We at IvySelect advise that you consider letters of recommendation to be as vital to college admission as other soft, non-quantifiable factors including essays and interviews. You should devote sufficient time and attention to them just the same as you would with the other soft components of your application package. And you can influence the content of the letters more than you may think.
Admissions officials at Ivy League and other elite institutions consider letters of recommendation to be one source of the holistic picture of you that they form to supplement your academic performance data. They assume that if your teachers speak glowingly and knowledgeable about you and include supporting facts in their letters that you’re more likely to succeed in college and be able to contribute positively to their academic programs and campus community.
As a key part of your application, your letters of recommendation should cohere with your application’s core message. To assure this outcome, you need to develop an admissions strategy as early in the game as possible. Your strategy will ensure that your core message is communicated consistently throughout your application.
Admissions officials seek accurate, positive information about applicants that is not available elsewhere in the application. As they do with other soft factors, admissions officials want to be able to use the letters to narrow the field of academically qualified applicants to a smaller number of students who may ultimately be accepted.

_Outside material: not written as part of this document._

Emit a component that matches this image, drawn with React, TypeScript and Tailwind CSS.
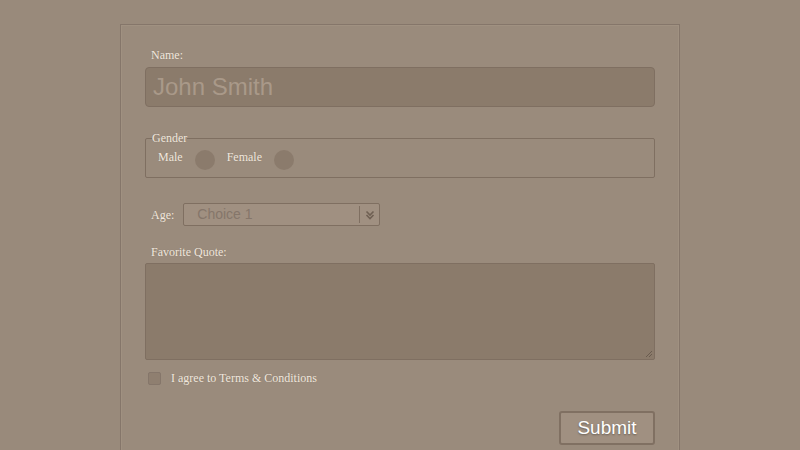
import React from 'react';

const labelCls = "font-['Liberation_Serif',serif] text-[12px] leading-[16px] text-[#f1e7dd] [text-shadow:0_0_1px_rgba(0,0,0,0.15)]";

export default function App() {
  return (
    <div className="min-h-[450px] h-[450px] overflow-hidden bg-[#998a7b]">
      <form className="mx-auto mt-[24px] w-[560px] h-[440px] border border-[#85766a] bg-[#9a8b7c] shadow-[inset_0_0_0_1px_#a09181] pl-[24px] pr-[24px]">
        {/* name */}
        <label className={`${labelCls} block mt-[22px] ml-[6px]`}>Name:</label>
        <div className="mt-[4px] h-[40px] rounded-[4px] border border-[#7f6f61] bg-[#8b7b6b] flex items-center px-[7px]">
          <span className="font-['Liberation_Sans',sans-serif] text-[24px] text-[#a99989]">John Smith</span>
        </div>

        {/* gender */}
        <fieldset className="mt-[24px] h-[47px] rounded-[2px] border border-[#7f6f61] px-[12px]">
          <legend className={`${labelCls} ml-[-6px] !leading-[14px]`}>Gender</legend>
          <div className="flex items-start mt-[4px]">
            <span className={labelCls}>Male</span>
            <span className="mt-[1px] ml-[12px] w-[20px] h-[20px] rounded-full bg-[#8b7b6c]" />
            <span className={`${labelCls} ml-[12px]`}>Female</span>
            <span className="mt-[1px] ml-[12px] w-[20px] h-[20px] rounded-full bg-[#8b7b6c]" />
          </div>
        </fieldset>

        {/* age */}
        <div className="mt-[25px] flex items-center">
          <span className={`${labelCls} ml-[6px]`}>Age:</span>
          <div className="ml-[9px] w-[197px] h-[23px] rounded-[2px] border border-[#7f6f61] bg-[#a09081] flex items-center">
            <span className="flex-1 pl-[13px] font-['Liberation_Sans',sans-serif] text-[14px] text-[#85766a]">Choice 1</span>
            <span className="w-[20px] h-[17px] border-l border-[#7f6f61] flex items-center justify-center">
              <svg width="10" height="10" viewBox="0 0 10 10" fill="none" stroke="#6f6053" strokeWidth="1.6">
                <path d="M1.5 1.5 L5 5 L8.5 1.5" />
                <path d="M1.5 5 L5 8.5 L8.5 5" />
              </svg>
            </span>
          </div>
        </div>

        {/* quote */}
        <label className={`${labelCls} block mt-[18px] ml-[6px]`}>Favorite Quote:</label>
        <div className="relative mt-[3px] h-[97px] rounded-[2px] border border-[#7f6f61] bg-[#8b7b6b]">
          <svg className="absolute right-[1px] bottom-[1px]" width="8" height="8" viewBox="0 0 8 8" stroke="#6a5c4f" strokeWidth="1">
            <path d="M7 1 L1 7 M7 4 L4 7" />
          </svg>
        </div>

        {/* terms */}
        <div className="mt-[10px] flex items-center">
          <span className="ml-[3px] w-[13px] h-[13px] rounded-[2px] border border-[#85766a] bg-[#8f7f70]" />
          <span className={`${labelCls} ml-[10px]`}>I agree to Terms &amp; Conditions</span>
        </div>

        <div className="mt-[25px] flex justify-end">
          <button type="button" className="w-[96px] h-[34px] rounded-[3px] border-2 border-[#807062] bg-[#a09081] font-['Liberation_Sans',sans-serif] text-[19px] text-white [text-shadow:0_1px_2px_rgba(0,0,0,0.35)]">
            Submit
          </button>
        </div>
      </form>
    </div>
  );
}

Who writes your letters of recommendation is as important as the letter’s content. Consider the ideas below before deciding whom to ask to write your letters. This will assure that your letters are appropriate, enthusiastic, positive, and specific.
Seek recommenders who will collaborate with you:
You may have an excellent relationship with a recommender and they may agree in junior year to write a letter for you. However, you shouldn’t assume that the rest of the process will take care of itself. At the end of junior year or in the beginning of senior year you should meet with your recommenders. Prepare documentation that includes your CV, a letter about how your interests and how you performed in their class, schools that you’re thinking about for your college list, and, perhaps, a graded paper or exam from their class. Have a candid conversation about the personal attributes you hope they’ll highlight, facts that you’d like them to include, and topics you’d like them to cover. Ask if they’ll permit you to remind them of deadlines.

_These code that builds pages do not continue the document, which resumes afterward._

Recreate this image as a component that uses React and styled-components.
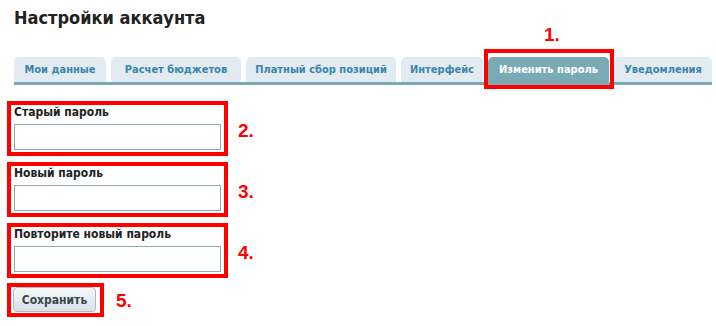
import React from "react";
import styled, { createGlobalStyle } from "styled-components";

const Global = createGlobalStyle`
  html, body { margin: 0; padding: 0; background: #fff; }
  body {
    font-family: "DejaVu Sans Condensed", "DejaVu Sans", sans-serif;
    font-stretch: condensed;
  }
  * { box-sizing: border-box; }
`;

const Page = styled.div`
  padding: 7px 0 0 14px;
  width: 716px;
  height: 326px;
  overflow: hidden;
`;

const Title = styled.h1`
  margin: 0;
  font-size: 18px;
  line-height: 21px;
  font-weight: bold;
  color: #222;
`;

const TabBar = styled.div`
  display: flex;
  gap: 5px;
  margin-top: 29px;
  width: 698px;
  border-bottom: 3px solid #7aaab6;
`;

const Tab = styled.div`
  position: relative;
  height: 25px;
  width: ${(p) => (p.$w ? `${p.$w}px` : "auto")};
  flex: ${(p) => (p.$w ? "none" : 1)};
  display: flex;
  align-items: center;
  justify-content: center;
  border-radius: 5px 5px 0 0;
  background: ${(p) => (p.$active ? "#7aaab6" : "#e1ebf1")};
  color: ${(p) => (p.$active ? "#fff" : "#3b86a8")};
  font-size: 11px;
  font-weight: bold;
  white-space: nowrap;
`;

const Mark = styled.div`
  position: absolute;
  left: -4px;
  right: -5px;
  top: -8px;
  bottom: -7px;
  border: 4px solid #ff0000;
  pointer-events: none;
`;

const MarkNum = styled.span`
  position: absolute;
  top: -33px;
  left: 56px;
  color: #ff0000;
  font-family: "Liberation Sans", Arial, sans-serif;
  font-stretch: normal;
  font-weight: bold;
  font-size: 19px;
  line-height: 22px;
`;

const Form = styled.div`
  display: flex;
  flex-direction: column;
  margin-top: 16px;
  margin-left: -7px;
`;

const Row = styled.div`
  display: flex;
  align-items: center;
  margin-bottom: ${(p) => p.$mb ?? 6}px;
`;

const FieldBox = styled.div`
  width: 221px;
  border: 4px solid #ff0000;
  padding: 0 3px 2px 3px;
  display: flex;
  flex-direction: column;
`;

const Label = styled.label`
  font-size: 12px;
  line-height: 14px;
  font-weight: bold;
  color: #222;
  margin: 0 0 5px 0;
`;

const Input = styled.input`
  width: 207px;
  height: 26px;
  border: 1px solid #8ea7b0;
  background: #fff;
  margin: 0;
  padding: 2px 4px;
  outline: none;
`;

const Num = styled.span`
  color: #ff0000;
  font-family: "Liberation Sans", Arial, sans-serif;
  font-stretch: normal;
  font-weight: bold;
  font-size: 19px;
  line-height: 22px;
  margin-left: ${(p) => p.$ml ?? 10}px;
  margin-top: ${(p) => p.$mt ?? 4}px;
`;

const ButtonBox = styled.div`
  margin-top: -1px;
  border: 4px solid #ff0000;
  padding: 0 4px 1px 2px;
  display: flex;
`;

const Button = styled.button`
  width: 83px;
  height: 25px;
  border: 1px solid #a8bcc4;
  border-radius: 4px;
  background: linear-gradient(#f5f8f9, #d8e2e6);
  color: #3a4850;
  font-family: "DejaVu Sans Condensed", "DejaVu Sans", sans-serif;
  font-stretch: condensed;
  font-size: 12px;
  font-weight: bold;
  padding: 0;
  cursor: pointer;
`;

const tabs = [
  { label: "Мои данные", w: 92 },
  { label: "Расчет бюджетов", w: 130 },
  { label: "Платный сбор позиций", w: 150 },
  { label: "Интерфейс", w: 82 },
  { label: "Изменить пароль", w: 121, active: true },
  { label: "Уведомления" },
];

const fields = [
  { label: "Старый пароль", num: "2." },
  { label: "Новый пароль", num: "3." },
  { label: "Повторите новый пароль", num: "4." },
];

export default function App() {
  return (
    <>
      <Global />
      <Page>
        <Title>Настройки аккаунта</Title>
        <TabBar>
          {tabs.map((t) => (
            <Tab key={t.label} $active={t.active} $w={t.w}>
              {t.label}
              {t.active && (
                <>
                  <Mark />
                  <MarkNum>1.</MarkNum>
                </>
              )}
            </Tab>
          ))}
        </TabBar>
        <Form>
          {fields.map((f) => (
            <Row key={f.label}>
              <FieldBox>
                <Label>{f.label}</Label>
                <Input type="password" />
              </FieldBox>
              <Num>{f.num}</Num>
            </Row>
          ))}
          <Row $mb={0}>
            <ButtonBox>
              <Button>Сохранить</Button>
            </ButtonBox>
            <Num $ml={12} $mt={0}>5.</Num>
          </Row>
        </Form>
      </Page>
    </>
  );
}
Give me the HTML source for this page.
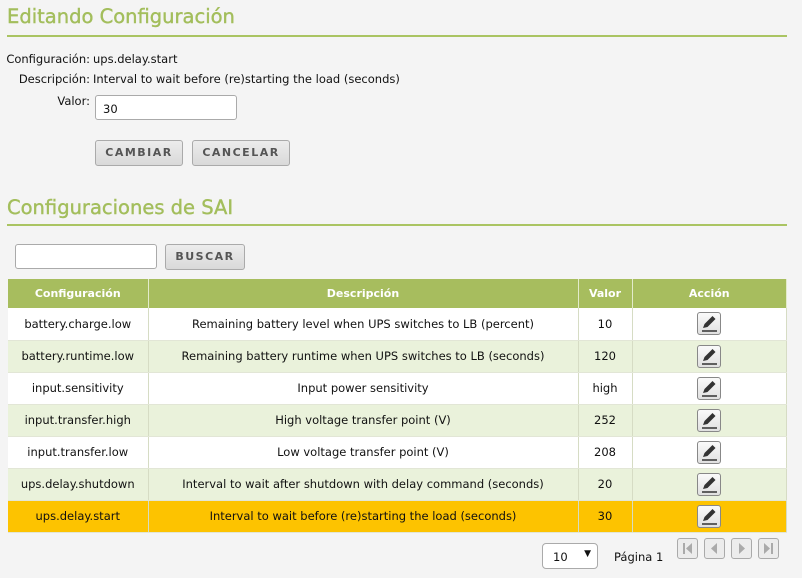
<!DOCTYPE html>
<html><head><meta charset="utf-8"><style>
*{box-sizing:border-box}
body{margin:0;width:802px;height:578px;background:#f4f4f4;font-family:"DejaVu Sans",Verdana,sans-serif;font-size:11.5px;color:#111;position:relative;overflow:hidden}
.h{position:absolute;left:7px;color:#a3be5c;font-size:19.5px;font-weight:normal;-webkit-text-stroke:0.4px #a3be5c}
.hr{position:absolute;left:7px;width:780px;height:2px;background:#aac462}
.lbl{position:absolute;text-align:right;width:90px}
.abs{position:absolute}
.inp{position:absolute;background:#fff;border:1px solid #aaa;border-radius:3px}
.btn{position:absolute;background:linear-gradient(#ececec,#d9d9d9);border:1px solid #aaa;border-radius:3px;font-weight:bold;color:#555;letter-spacing:1.5px;font-size:11px;text-align:center;line-height:24px}
table{position:absolute;left:8px;top:279px;width:779px;border-collapse:collapse;table-layout:fixed}
th{background:#a7bd5e;color:#fff;height:29px;font-size:11px;border-right:1px solid #e3ebcb}
td{height:32px;text-align:center;border-right:1px solid #d6dcc4;border-bottom:1px solid #e2e6d6}
tr.a td{background:#fff}tr.b td{background:#eaf2db}tr.s td{background:#fdc300}
.ed{display:inline-block;width:24px;height:23px;border:1px solid #888;border-radius:3px;background:linear-gradient(#fafafa,#e0e0e0);vertical-align:middle}
.pg{position:absolute;top:538px;width:21px;height:21px;border:1px solid #aaa;border-radius:3px;background:#ececec}
</style></head><body>
<div class="h" style="top:5px">Editando Configuración</div>
<div class="hr" style="top:35px"></div>
<div class="lbl" style="left:0;top:52px">Configuración:</div><div class="abs" style="left:93px;top:52px">ups.delay.start</div>
<div class="lbl" style="left:0;top:72px">Descripción:</div><div class="abs" style="left:93px;top:72px">Interval to wait before (re)starting the load (seconds)</div>
<div class="lbl" style="left:0;top:94px">Valor:</div>
<div class="inp" style="left:95px;top:95px;width:142px;height:25px;padding:6px 0 0 7px">30</div>
<div class="btn" style="left:95px;top:140px;width:88px;height:26px">CAMBIAR</div>
<div class="btn" style="left:192px;top:140px;width:98px;height:26px">CANCELAR</div>
<div class="h" style="top:196px">Configuraciones de SAI</div>
<div class="hr" style="top:224px"></div>
<div class="inp" style="left:15px;top:244px;width:142px;height:25px"></div>
<div class="btn" style="left:165px;top:244px;width:80px;height:26px">BUSCAR</div>
<table>
<colgroup><col style="width:140px"><col style="width:430px"><col style="width:54px"><col></colgroup>
<tr><th>Configuración</th><th>Descripción</th><th>Valor</th><th>Acción</th></tr>
<tr class="a"><td>battery.charge.low</td><td>Remaining battery level when UPS switches to LB (percent)</td><td>10</td><td><span class="ed"><svg width="22" height="21" viewBox="0 0 22 21"><path d="M5 15l1.5-4 8-8 3 3-8 8z" fill="#333"/><path d="M4 18h15" stroke="#333" stroke-width="1.5"/></svg></span></td></tr>
<tr class="b"><td>battery.runtime.low</td><td>Remaining battery runtime when UPS switches to LB (seconds)</td><td>120</td><td><span class="ed"><svg width="22" height="21" viewBox="0 0 22 21"><path d="M5 15l1.5-4 8-8 3 3-8 8z" fill="#333"/><path d="M4 18h15" stroke="#333" stroke-width="1.5"/></svg></span></td></tr>
<tr class="a"><td>input.sensitivity</td><td>Input power sensitivity</td><td>high</td><td><span class="ed"><svg width="22" height="21" viewBox="0 0 22 21"><path d="M5 15l1.5-4 8-8 3 3-8 8z" fill="#333"/><path d="M4 18h15" stroke="#333" stroke-width="1.5"/></svg></span></td></tr>
<tr class="b"><td>input.transfer.high</td><td>High voltage transfer point (V)</td><td>252</td><td><span class="ed"><svg width="22" height="21" viewBox="0 0 22 21"><path d="M5 15l1.5-4 8-8 3 3-8 8z" fill="#333"/><path d="M4 18h15" stroke="#333" stroke-width="1.5"/></svg></span></td></tr>
<tr class="a"><td>input.transfer.low</td><td>Low voltage transfer point (V)</td><td>208</td><td><span class="ed"><svg width="22" height="21" viewBox="0 0 22 21"><path d="M5 15l1.5-4 8-8 3 3-8 8z" fill="#333"/><path d="M4 18h15" stroke="#333" stroke-width="1.5"/></svg></span></td></tr>
<tr class="b"><td>ups.delay.shutdown</td><td>Interval to wait after shutdown with delay command (seconds)</td><td>20</td><td><span class="ed"><svg width="22" height="21" viewBox="0 0 22 21"><path d="M5 15l1.5-4 8-8 3 3-8 8z" fill="#333"/><path d="M4 18h15" stroke="#333" stroke-width="1.5"/></svg></span></td></tr>
<tr class="s"><td>ups.delay.start</td><td>Interval to wait before (re)starting the load (seconds)</td><td>30</td><td><span class="ed"><svg width="22" height="21" viewBox="0 0 22 21"><path d="M5 15l1.5-4 8-8 3 3-8 8z" fill="#333"/><path d="M4 18h15" stroke="#333" stroke-width="1.5"/></svg></span></td></tr>
</table>
<div class="inp" style="left:542px;top:543px;width:56px;height:26px;border-radius:4px;padding:6px 0 0 10px">10<span style="position:absolute;right:6px;top:5px;font-size:9px">▼</span></div>
<div class="abs" style="left:614px;top:550px">Página 1</div>
<div class="pg" style="left:677px"><svg width="19" height="19"><rect x="5" y="4" width="2" height="11" fill="#aaa"/><path d="M14 4v11l-6-5.5z" fill="#aaa"/></svg></div>
<div class="pg" style="left:704px"><svg width="19" height="19"><path d="M12 4v11l-6-5.5z" fill="#aaa"/></svg></div>
<div class="pg" style="left:731px"><svg width="19" height="19"><path d="M7 4v11l6-5.5z" fill="#aaa"/></svg></div>
<div class="pg" style="left:758px"><svg width="19" height="19"><rect x="12" y="4" width="2" height="11" fill="#aaa"/><path d="M5 4v11l6-5.5z" fill="#aaa"/></svg></div>
</body></html>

Ask people with backgrounds that relate to your goals:
For most schools, you’ll need at least two teacher letters of recommendation. Your guidance counselor will also provide an evaluation. Letters from teachers in core courses are preferred – math, science, English, social science and foreign language. Even if it’s not specifically required, it may be a good idea to elicit a letter of recommendation from a teacher who has experience in your intended field of study. They’ll be able to offer evidence supporting your goals in your major. Your IvySelect college consultant will guide you as to the teachers you should ask for recommendations. A few schools, notably Dartmouth, require a peer letter of recommendation. This should ideally be a peer who can personally attest not only to your character but also to your accomplishments. If you have the option of choosing a current student at a targeted school, then do so. This peer can relate your personality and interests in a way that ties them to the targeted institution. He or she can provide relevance by expressing why you would be a good fit for that specific institution. You can also have an outside recommender write an additional letter for you – e.g., a professor that you’ve done research with, a coach, a pastor, the head of an organization at which you’ve volunteered or a supervisor at an office where you’ve been an intern.

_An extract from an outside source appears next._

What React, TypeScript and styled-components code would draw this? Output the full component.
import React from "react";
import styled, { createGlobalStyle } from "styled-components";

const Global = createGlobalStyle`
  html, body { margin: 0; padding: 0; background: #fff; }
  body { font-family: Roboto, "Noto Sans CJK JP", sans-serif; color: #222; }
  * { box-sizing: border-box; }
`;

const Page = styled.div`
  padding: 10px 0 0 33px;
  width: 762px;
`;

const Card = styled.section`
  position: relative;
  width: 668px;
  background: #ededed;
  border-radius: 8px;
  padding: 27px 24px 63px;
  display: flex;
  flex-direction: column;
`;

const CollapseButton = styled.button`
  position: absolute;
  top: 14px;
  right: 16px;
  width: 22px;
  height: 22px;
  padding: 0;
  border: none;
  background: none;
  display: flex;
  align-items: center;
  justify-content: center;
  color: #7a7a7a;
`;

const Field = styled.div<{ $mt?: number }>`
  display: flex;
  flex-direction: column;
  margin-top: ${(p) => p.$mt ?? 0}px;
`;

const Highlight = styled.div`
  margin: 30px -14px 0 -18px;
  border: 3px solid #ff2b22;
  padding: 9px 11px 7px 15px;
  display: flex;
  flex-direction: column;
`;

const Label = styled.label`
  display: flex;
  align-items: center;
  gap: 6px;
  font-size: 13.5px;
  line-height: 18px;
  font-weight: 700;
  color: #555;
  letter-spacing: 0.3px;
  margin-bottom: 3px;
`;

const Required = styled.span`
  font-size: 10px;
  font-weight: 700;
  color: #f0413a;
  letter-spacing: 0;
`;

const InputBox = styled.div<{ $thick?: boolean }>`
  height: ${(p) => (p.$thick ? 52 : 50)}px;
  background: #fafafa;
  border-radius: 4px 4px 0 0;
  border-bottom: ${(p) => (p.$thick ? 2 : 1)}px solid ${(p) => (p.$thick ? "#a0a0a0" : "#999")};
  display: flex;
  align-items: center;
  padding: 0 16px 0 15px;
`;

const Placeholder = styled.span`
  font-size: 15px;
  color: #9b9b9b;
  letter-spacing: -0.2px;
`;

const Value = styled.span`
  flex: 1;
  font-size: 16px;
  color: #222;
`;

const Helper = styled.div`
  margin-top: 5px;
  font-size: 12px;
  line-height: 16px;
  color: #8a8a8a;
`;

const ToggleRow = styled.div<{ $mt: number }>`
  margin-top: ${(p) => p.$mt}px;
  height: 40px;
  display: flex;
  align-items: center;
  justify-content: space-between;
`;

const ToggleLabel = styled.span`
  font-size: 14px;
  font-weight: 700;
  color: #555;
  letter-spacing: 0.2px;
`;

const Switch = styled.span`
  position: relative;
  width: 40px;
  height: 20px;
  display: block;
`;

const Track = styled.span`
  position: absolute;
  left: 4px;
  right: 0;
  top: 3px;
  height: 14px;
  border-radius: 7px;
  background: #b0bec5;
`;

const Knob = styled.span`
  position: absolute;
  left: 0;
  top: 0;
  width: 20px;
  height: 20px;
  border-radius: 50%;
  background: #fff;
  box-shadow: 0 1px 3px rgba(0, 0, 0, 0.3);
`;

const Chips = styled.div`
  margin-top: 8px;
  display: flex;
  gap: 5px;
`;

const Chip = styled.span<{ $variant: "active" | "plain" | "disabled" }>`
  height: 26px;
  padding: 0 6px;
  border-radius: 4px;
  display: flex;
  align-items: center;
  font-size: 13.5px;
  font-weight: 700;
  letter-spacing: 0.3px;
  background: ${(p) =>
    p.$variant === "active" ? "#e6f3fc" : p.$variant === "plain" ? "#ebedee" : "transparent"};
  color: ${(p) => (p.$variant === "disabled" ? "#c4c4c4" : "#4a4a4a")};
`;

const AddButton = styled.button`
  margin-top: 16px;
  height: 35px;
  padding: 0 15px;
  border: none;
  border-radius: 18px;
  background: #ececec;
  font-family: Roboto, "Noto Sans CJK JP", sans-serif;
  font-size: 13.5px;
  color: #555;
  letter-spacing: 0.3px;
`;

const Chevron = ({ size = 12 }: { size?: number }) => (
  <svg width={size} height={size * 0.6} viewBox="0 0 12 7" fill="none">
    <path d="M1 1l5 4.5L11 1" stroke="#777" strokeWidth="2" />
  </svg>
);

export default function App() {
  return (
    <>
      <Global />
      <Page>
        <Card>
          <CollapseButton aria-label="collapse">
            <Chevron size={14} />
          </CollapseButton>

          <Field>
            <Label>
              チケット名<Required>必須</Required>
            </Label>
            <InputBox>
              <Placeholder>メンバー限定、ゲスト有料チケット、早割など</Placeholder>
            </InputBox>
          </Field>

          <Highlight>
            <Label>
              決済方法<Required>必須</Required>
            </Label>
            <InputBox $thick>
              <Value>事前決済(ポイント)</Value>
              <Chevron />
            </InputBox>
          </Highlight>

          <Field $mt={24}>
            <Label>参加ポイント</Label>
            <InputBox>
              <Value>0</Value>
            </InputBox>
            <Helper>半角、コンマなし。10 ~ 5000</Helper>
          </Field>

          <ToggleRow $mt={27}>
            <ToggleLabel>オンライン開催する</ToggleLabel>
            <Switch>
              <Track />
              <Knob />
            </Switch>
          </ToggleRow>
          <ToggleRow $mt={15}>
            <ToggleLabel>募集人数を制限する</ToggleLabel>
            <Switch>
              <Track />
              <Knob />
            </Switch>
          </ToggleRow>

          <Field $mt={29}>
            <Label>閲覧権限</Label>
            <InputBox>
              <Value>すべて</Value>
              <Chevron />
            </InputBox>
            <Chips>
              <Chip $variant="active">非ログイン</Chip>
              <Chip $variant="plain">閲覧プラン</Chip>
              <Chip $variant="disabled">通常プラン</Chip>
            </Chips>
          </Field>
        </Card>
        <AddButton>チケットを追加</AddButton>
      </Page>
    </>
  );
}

Recommenders should know you well:
A lot of what makes asking for letters of recommendation so challenging is that you don’t know exactly what a person who agrees to write a letter for you will say about you. To reduce this anxiety, get to know your teachers and your guidance counselor as early in your high school career as possible and no later than fall of junior year. This allows you to build a relationship over time. Junior year teachers will be the ones who know you best after a full year of teaching you. They are best qualified to convey your potential to succeed in college at the time when applications are due in senior year.
With the guidance of your IvySelect college admissions consultant, you’ll be able to influence teachers and guidance counselors to submit letters of recommendation that foster your educational goals. By helping you to develop your admissions strategy, we assist you in determining the best, most succinct message about your strengths, interests, and goals that can be included in or at least alluded to by your letter writers. In so doing, your image as an outstanding applicant will resonate with the admissions officials who review your application.